Improving The CDN Model With DNS

CNBC|cnbc.com|HQ: Englewood Cliffs, NJ|Founded In 1989| Industry: Media

Hundreds of millions of people around the world turn to CNBC for business news, breaking news, and up to the minute updates. Like many other large websites, CNBC relies on a content delivery network (CDN) and unsatisfied with our rate of service, we started looking to see if we could improve this model.

Our criteria was to:

  • improve response time
  • have better control over web traffic (real time reporting, change management, and alerting)
  • better utilize our internal data centers and their infrastructure
  • shield users from any troubles at the origin infrastructure
  • be cost effective

After researching the market in 2012, I looked to Dyn, a company I had began building a relationship with following a 2009 conference. At the time, they had started offering a geolocation load balancing solution powered by an anycast network. The distributed nature of that DNS presence was a key component of what we were trying to achieve: to steer users to their geographically closest origin point.
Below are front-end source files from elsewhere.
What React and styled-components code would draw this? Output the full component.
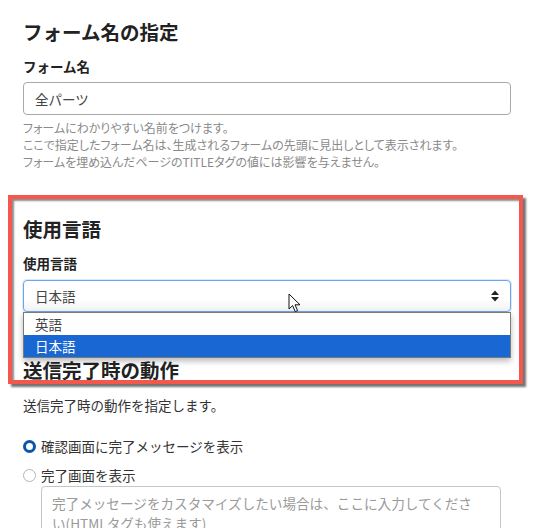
import React from "react";
import styled, { createGlobalStyle } from "styled-components";

const Global = createGlobalStyle`
  html, body { margin: 0; padding: 0; background: #fff; }
  body {
    font-family: "Noto Sans CJK JP", "Noto Sans", sans-serif;
    color: #333;
    -webkit-font-smoothing: antialiased;
  }
  * { box-sizing: border-box; }
`;

const Page = styled.div`
  width: 534px;
  height: 528px;
  overflow: hidden;
  padding: 20px 23px 0 23px;
`;

const Heading = styled.h2`
  margin: 0;
  font-size: 19.5px;
  font-weight: 700;
  line-height: ${(p) => (p.$tight ? "20px" : "24px")};
  color: #222;
`;

const Label = styled.div`
  margin-top: 12px;
  font-size: 13.5px;
  font-weight: 700;
  line-height: 20px;
  color: #222;
`;

const TextInput = styled.div`
  margin-top: 6px;
  height: 33px;
  border: 1px solid #a9a9a9;
  border-radius: 4px;
  padding: 0 11px;
  display: flex;
  align-items: center;
  font-size: 13.5px;
  color: #444;
`;

const Help = styled.div`
  margin-top: 4px;
  font-size: 12px;
  line-height: 17px;
  color: #8a8a8a;
  font-feature-settings: "palt";
`;

const Highlight = styled.section`
  margin: 25px -12px 0 -15px;
  border: 4px solid #f4574b;
  padding: 18px 8px 0 11px;
  box-shadow: 3px 3px 2px rgba(0, 0, 0, 0.55), inset 2px 2px 2px rgba(0, 0, 0, 0.45);
`;

const SelectWrap = styled.div`
  position: relative;
  margin-top: 7px;
`;

const SelectBox = styled.div`
  height: 32px;
  border: 1px solid #6aa6ee;
  border-radius: 4px;
  box-shadow: 0 0 0 1px rgba(106, 166, 238, 0.25);
  background: linear-gradient(#fff 60%, #f2f2f2);
  padding: 0 10px 0 11px;
  display: flex;
  align-items: center;
  justify-content: space-between;
  font-size: 13.5px;
  color: #444;
`;

const Dropdown = styled.ul`
  position: absolute;
  left: 0;
  right: 0;
  top: 100%;
  margin: 0;
  padding: 0;
  list-style: none;
  background: #fff;
  border: 1px solid #7a7a7a;
  box-shadow: 0 3px 6px rgba(0, 0, 0, 0.28);
  z-index: 2;
`;

const Option = styled.li`
  height: 22px;
  padding: 0 11px;
  display: flex;
  align-items: center;
  font-size: 13.5px;
  background: ${(p) => (p.$selected ? "#1967d2" : "#fff")};
  color: ${(p) => (p.$selected ? "#fff" : "#444")};
`;

const Cursor = styled.svg`
  position: absolute;
  left: 265px;
  top: 13px;
  z-index: 3;
`;

const SectionGap = styled.div`
  height: 48px;
`;

const Desc = styled.div`
  margin-top: 11px;
  font-size: 13.5px;
  line-height: 20px;
  color: #333;
`;

const RadioList = styled.div`
  margin-top: 20px;
  display: flex;
  flex-direction: column;
  gap: 7px;
`;

const RadioRow = styled.label`
  display: flex;
  align-items: center;
  gap: 5px;
  height: 22px;
  font-size: 13.5px;
  color: #333;
`;

const RadioDot = styled.span`
  width: 13px;
  height: 13px;
  border-radius: 50%;
  flex: none;
  border: ${(p) => (p.$checked ? "3.5px solid #0b55a8" : "1px solid #b5b5b5")};
  background: #fff;
`;

const TextArea = styled.textarea`
  display: block;
  margin: 0 0 0 18px;
  width: 460px;
  height: 70px;
  border: 1px solid #c6c6c6;
  border-radius: 4px;
  padding: 6px 18px 0 10px;
  font-family: "Noto Sans CJK JP", "Noto Sans", sans-serif;
  font-size: 13.6px;
  line-height: 20px;
  resize: none;
  outline: none;
  &::placeholder { color: #9a9a9a; }
`;

const Arrows = () => (
  <svg width="10" height="12" viewBox="0 0 10 12">
    <path d="M5 0.5 L9 5 H1 Z" fill="#222" />
    <path d="M5 11.5 L9 7 H1 Z" fill="#222" />
  </svg>
);

export default function App() {
  return (
    <>
      <Global />
      <Page>
        <Heading>フォーム名の指定</Heading>
        <Label>フォーム名</Label>
        <TextInput>全パーツ</TextInput>
        <Help>
          フォームにわかりやすい名前をつけます。
          <br />
          ここで指定したフォーム名は、生成されるフォームの先頭に見出しとして表示されます。
          <br />
          フォームを埋め込んだページのTITLEタグの値には影響を与えません。
        </Help>

        <Highlight>
          <Heading>使用言語</Heading>
          <Label>使用言語</Label>
          <SelectWrap>
            <SelectBox>
              <span>日本語</span>
              <Arrows />
            </SelectBox>
            <Dropdown>
              <Option>英語</Option>
              <Option $selected>日本語</Option>
            </Dropdown>
            <Cursor width="14" height="21" viewBox="0 0 14 21">
              <path
                d="M1 1 L1 16 L4.6 12.6 L7.2 18.6 L9.6 17.6 L7 11.8 L12 11.8 Z"
                fill="#fff"
                stroke="#111"
                strokeWidth="1"
                strokeLinejoin="round"
              />
            </Cursor>
          </SelectWrap>
          <SectionGap />
          <Heading $tight>送信完了時の動作</Heading>
        </Highlight>

        <Desc>送信完了時の動作を指定します。</Desc>
        <RadioList>
          <RadioRow>
            <RadioDot $checked />
            確認画面に完了メッセージを表示
          </RadioRow>
          <RadioRow>
            <RadioDot />
            完了画面を表示
          </RadioRow>
        </RadioList>
        <TextArea placeholder="完了メッセージをカスタマイズしたい場合は、ここに入力してください(HTMLタグも使えます)" />
      </Page>
    </>
  );
}
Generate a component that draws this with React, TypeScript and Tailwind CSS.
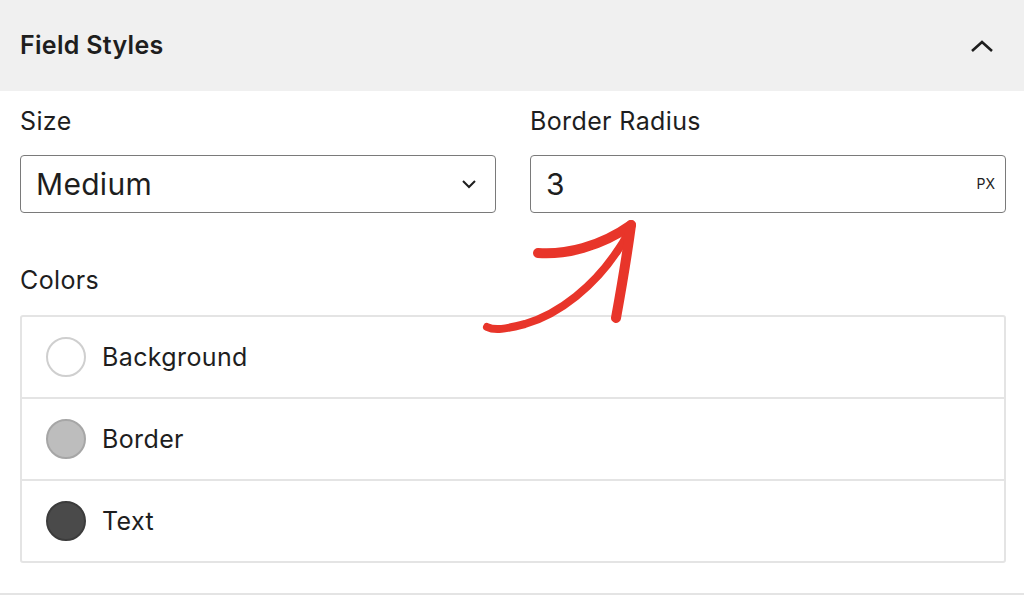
import React from 'react';

const colors = [
  { name: 'Background', fill: 'bg-white', ring: 'border-[#cfcfcf]' },
  { name: 'Border', fill: 'bg-[#bdbdbd]', ring: 'border-[#a6a6a6]' },
  { name: 'Text', fill: 'bg-[#4a4a4a]', ring: 'border-[#3c3c3c]' },
];

const App: React.FC = () => {
  return (
    <div className="relative w-[1024px] h-[610px] bg-white text-[#1e1e1e] overflow-hidden" style={{ fontFamily: 'Inter, "Noto Sans", sans-serif' }}>
      {/* Panel header */}
      <div className="flex items-center justify-between h-[91px] pl-[20px] pr-[30px] bg-[#f0f0f0]">
        <h2 className="text-[25px] font-semibold leading-none tracking-[0.012em]">Field Styles</h2>
        <svg width="24" height="14" viewBox="0 0 24 14" fill="none">
          <path d="M2 12L12 3L22 12" stroke="#1e1e1e" strokeWidth="2.6" />
        </svg>
      </div>

      <div className="pl-[20px] pr-[18px]">
        <div className="grid grid-cols-2 gap-[34px] pt-[15px]">
          <div>
            <label className="block h-[30px] leading-[30px] text-[25px] tracking-[0.015em]">Size</label>
            <div className="flex items-center justify-between mt-[19px] h-[58px] pl-[15px] pr-[18px] rounded-[4px] border-[1.5px] border-[#7a7a7a]">
              <span className="text-[30px] leading-none tracking-[0.01em]">Medium</span>
              <svg width="16" height="10" viewBox="0 0 16 10" fill="none">
                <path d="M2 2L8 8L14 2" stroke="#1e1e1e" strokeWidth="2" />
              </svg>
            </div>
          </div>
          <div>
            <label className="block h-[30px] leading-[30px] text-[25px] tracking-[0.015em]">Border Radius</label>
            <div className="flex items-center justify-between mt-[19px] h-[58px] pl-[15px] pr-[10px] rounded-[4px] border-[1.5px] border-[#7a7a7a]">
              <span className="text-[30px] leading-none">3</span>
              <span className="text-[14px] leading-none">PX</span>
            </div>
          </div>
        </div>

        <label className="block mt-[52px] h-[30px] leading-[30px] text-[25px] tracking-[0.015em]">Colors</label>
        <div className="mt-[20px] rounded-[3px] border-2 border-[#e4e4e4]">
          {colors.map((c, i) => (
            <div
              key={c.name}
              className={`flex items-center gap-[16px] pl-[24px] ${i > 0 ? 'h-[82px] border-t-2 border-[#e4e4e4]' : 'h-[80px]'}`}
            >
              <span className={`w-[40px] h-[40px] rounded-full border-2 ${c.fill} ${c.ring}`} />
              <span className="text-[25px] leading-none tracking-[0.015em]">{c.name}</span>
            </div>
          ))}
        </div>
      </div>

      <div className="mt-[30px] border-t-2 border-[#e4e4e4]" />

      {/* Hand-drawn annotation arrow */}
      <svg className="absolute left-0 top-0 pointer-events-none" width="1024" height="610" viewBox="0 0 1024 610" fill="none">
        <g stroke="#e8352a" strokeLinecap="round" strokeLinejoin="round">
          <path d="M487 327C495 331 505 329 525 324C560 314 595 285 618 250C625 240 629 232 631 225" strokeWidth="8" />
          <path d="M538 253C565 255 600 247 631 225" strokeWidth="10" />
          <path d="M631 225C627 255 622 285 616 318" strokeWidth="10" />
        </g>
      </svg>
    </div>
  );
};

export default App;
The traffic balancing rules could be very flexible. For example:

  • send 70% of US east coast traffic to origin point A, 30% to a CDN
  • send 50% of US west coast traffic to origin point B, 25% to C, and the rest to a CDN
  • send everything in the European Union to origin point D
  • send everything in Asia to a separate CDN

Other Managed DNS services from Dyn features we liked were automatic monitoring, failover, alerting and traffic reporting — all via a flexible and easy-to-use web portal.

A Non-Scientific Explanation Of How Anycast Works

In principle, to direct a user to the geographically closest origin point, one has to have an idea as to the user’s location. A very traditional way of doing that required some form of a database mapping IP addresses to locations. Such databases are widely available and used in all sorts of products, including geo-targeted ads.

A very different, albeit less granular, way to accomplish the same thing is to use Internet routing (BGP protocol) to advertise routes to the same IP addresses from multiple points of presence.

For example, let’s imagine one has four DNS clusters, each cluster containing 4 nodes with IPs of 1.1.1.1, .2,.3 and .4. Each cluster is positioned at a major peering point: US east coast and west coasts, one in EU, and one in Asia. From each location, one advertises (via BGP) the same subnet with our DNS servers on it. Mission accomplished!

Through the magic of routing, users in Asia will have their DNS requests come to one’s DNS servers in Asia, EU to EU and so on. It is easy to see how this implied knowledge of a requestor’s geolocation can now be used to direct their traffic in a certain, location-specific way.

We use a lower value of DNS TTL setting, so that we can assure any DNS changes take place within a reasonably short amount of time.

Put a different way: when a user wants to visit www.cnbc.com, his/her browser requests DNS resolution for www.cnbc.com. The DNS request will naturally flow to the closest Dyn data center where the DNS servers at the said data center have implied awareness of their location. Based on that, the DNS server infers that the requests are also coming from users in the same geo area and based on that and the set of rules we configured, it directs the requesting user to the proper origin point for www.cnbc.com.

For origin points, we’ve chosen our own data centers, each with multiple gigabits of egress capacity, in the US east and west coasts.


The Results

  • We were able to shave about 1 second (about 30%!) off page load times, as reported by Keynote.
  • Our CDN traffic has seen about 80% reduction as well, complete with 80% reduction in CDN fees.
  • The load on our CMS (Content Management System) infrastructure has dropped by more than 80%, resulting in a positive impact on the overall stability of our CMS environment.
  • We now have a complete, real-time view of traffic down to RPS (Requests Per Second), response time, number of connections, cached responses, and more.
  • We can now report, chart, and alert on traffic parameters, all in real-time.
  • We are better utilizing our own data centers’ capacity.
  • We now have the ability to instantaneously affect our caching rules or load distribution.
  • We still have a CDN configured as an overflow/safety valve, just in case.

The load balancing features within Managed DNS services from Dyn, along with aiScaler’s proven caching software, have enabled a top-tier financial news website to shave 30% off response time and save money, while experiencing better real-time monitoring, reporting, and alerting setups.